3.2 Reliability and Operational Longevity

While the document focuses on functional errata, the inherent reliability of the AT32F415 is governed by standard semiconductor reliability metrics such as Mean Time Between Failures (MTBF) and failure rates under specified operating conditions (temperature, voltage). These parameters are typically found in the device's qualification reports and are not part of this errata sheet. Adhering to the absolute maximum ratings and recommended operating conditions specified in the main datasheet is paramount for ensuring long-term operational reliability. Mitigating the documented errata through software or design workarounds directly contributes to system-level reliability by preventing functional failures.
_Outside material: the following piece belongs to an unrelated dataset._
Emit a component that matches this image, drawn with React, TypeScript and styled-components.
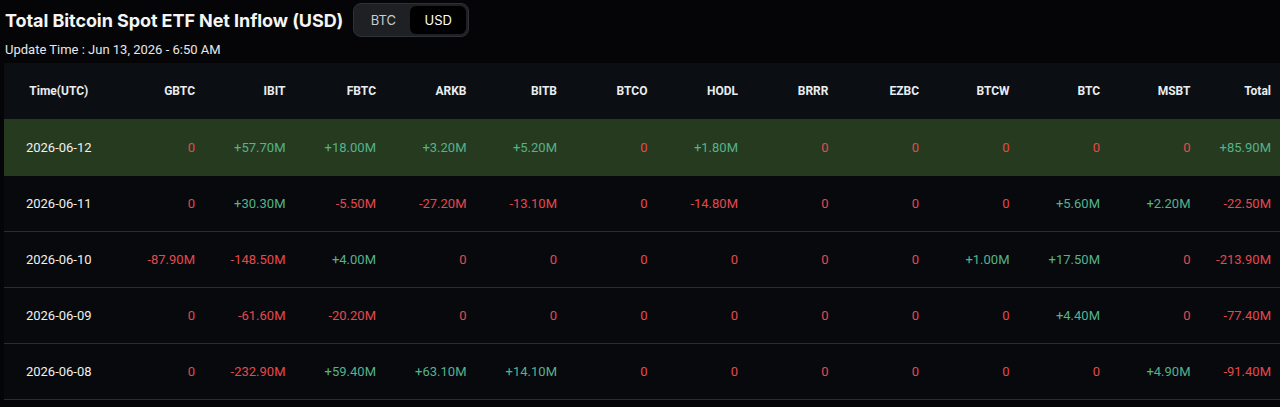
import React from "react";
import styled, { createGlobalStyle } from "styled-components";

const Global = createGlobalStyle`
  html, body { margin: 0; padding: 0; background: #050507; }
  body { font-family: Inter, "Noto Sans", sans-serif; color: #eaecef; overflow: hidden; }
`;

const Page = styled.div`
  padding: 3px 0 0 4px;
  width: 1276px;
`;

const TitleRow = styled.div`
  display: flex;
  align-items: center;
  gap: 10px;
  height: 34px;
`;

const Title = styled.h1`
  margin: 0 0 0 1px;
  font-size: 18px;
  font-weight: 700;
  letter-spacing: -0.08px;
  color: #f5f5f5;
`;

const Toggle = styled.div`
  display: flex;
  height: 34px;
  box-sizing: border-box;
  padding: 2px;
  border: 1px solid #2e3136;
  border-radius: 8px;
  background: #1e2024;
`;

const ToggleBtn = styled.button<{ $active?: boolean }>`
  border: 0;
  margin: 0;
  height: 28px;
  width: ${(p) => (p.$active ? 56 : 54)}px;
  border-radius: 6px;
  background: ${(p) => (p.$active ? "#000000" : "transparent")};
  color: ${(p) => (p.$active ? "#ffffff" : "#c7cad0")};
  font-family: Inter, sans-serif;
  font-size: 13px;
  padding: 0;
`;

const Updated = styled.div`
  margin: 5px 0 0 1px;
  font-family: Roboto, "Liberation Sans", sans-serif;
  font-size: 13px;
  color: #e6e8ea;
  height: 21px;
`;

const Table = styled.div`
  display: grid;
  grid-template-columns: 109.5px repeat(12, 90.5px) 1fr;
  background: #08090c;
`;

const HeadCell = styled.div<{ $first?: boolean }>`
  height: 56px;
  display: flex;
  align-items: center;
  justify-content: ${(p) => (p.$first ? "center" : "flex-end")};
  padding-right: ${(p) => (p.$first ? 0 : 9)}px;
  background: #0b0e12;
  font-family: Roboto, "Liberation Sans", sans-serif;
  font-size: 12px;
  font-weight: 700;
  color: #eaecef;
`;

const Cell = styled.div<{ $first?: boolean; $hl?: boolean; $tone?: "pos" | "neg" }>`
  height: ${(p) => (p.$hl ? 57 : 56)}px;
  box-sizing: border-box;
  display: flex;
  align-items: center;
  justify-content: ${(p) => (p.$first ? "center" : "flex-end")};
  padding-right: ${(p) => (p.$first ? 0 : 9)}px;
  background: ${(p) => (p.$hl ? "#253a1e" : "transparent")};
  border-bottom: 1px solid ${(p) => (p.$hl ? "#253a1e" : "#2a2d33")};
  font-family: Roboto, "Liberation Sans", sans-serif;
  font-size: 13px;
  color: ${(p) =>
    p.$tone === "pos" ? "#55b28c" : p.$tone === "neg" ? "#e5484e" : "#eef0f2"};
`;

const cols = ["GBTC", "IBIT", "FBTC", "ARKB", "BITB", "BTCO", "HODL", "BRRR", "EZBC", "BTCW", "BTC", "MSBT", "Total"];

const rows: { date: string; v: string[]; hl?: boolean }[] = [
  { date: "2026-06-12", hl: true, v: ["0", "+57.70M", "+18.00M", "+3.20M", "+5.20M", "0", "+1.80M", "0", "0", "0", "0", "0", "+85.90M"] },
  { date: "2026-06-11", v: ["0", "+30.30M", "-5.50M", "-27.20M", "-13.10M", "0", "-14.80M", "0", "0", "0", "+5.60M", "+2.20M", "-22.50M"] },
  { date: "2026-06-10", v: ["-87.90M", "-148.50M", "+4.00M", "0", "0", "0", "0", "0", "0", "+1.00M", "+17.50M", "0", "-213.90M"] },
  { date: "2026-06-09", v: ["0", "-61.60M", "-20.20M", "0", "0", "0", "0", "0", "0", "0", "+4.40M", "0", "-77.40M"] },
  { date: "2026-06-08", v: ["0", "-232.90M", "+59.40M", "+63.10M", "+14.10M", "0", "0", "0", "0", "0", "0", "+4.90M", "-91.40M"] },
];

export default function App() {
  return (
    <>
      <Global />
      <Page>
        <TitleRow>
          <Title>Total Bitcoin Spot ETF Net Inflow (USD)</Title>
          <Toggle>
            <ToggleBtn>BTC</ToggleBtn>
            <ToggleBtn $active>USD</ToggleBtn>
          </Toggle>
        </TitleRow>
        <Updated>Update Time : Jun 13, 2026 - 6:50 AM</Updated>
        <Table>
          <HeadCell $first>Time(UTC)</HeadCell>
          {cols.map((c) => (
            <HeadCell key={c}>{c}</HeadCell>
          ))}
          {rows.map((r) => (
            <React.Fragment key={r.date}>
              <Cell $first $hl={r.hl}>{r.date}</Cell>
              {r.v.map((x, i) => (
                <Cell key={i} $hl={r.hl} $tone={x.startsWith("+") ? "pos" : "neg"}>
                  {x}
                </Cell>
              ))}
            </React.Fragment>
          ))}
        </Table>
      </Page>
    </>
  );
}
3.3 Testing and Workaround Validation

It is strongly recommended that any workaround implemented for the above limitations be rigorously tested under the full range of expected operating conditions for the end application, including temperature extremes, voltage variations, and electromagnetic noise. Testing should cover normal operation, edge cases, and fault conditions to ensure the workaround is robust. For timing-sensitive workarounds (e.g., delays after DEEPSLEEP wake-up), margin should be added to account for process and environmental variations.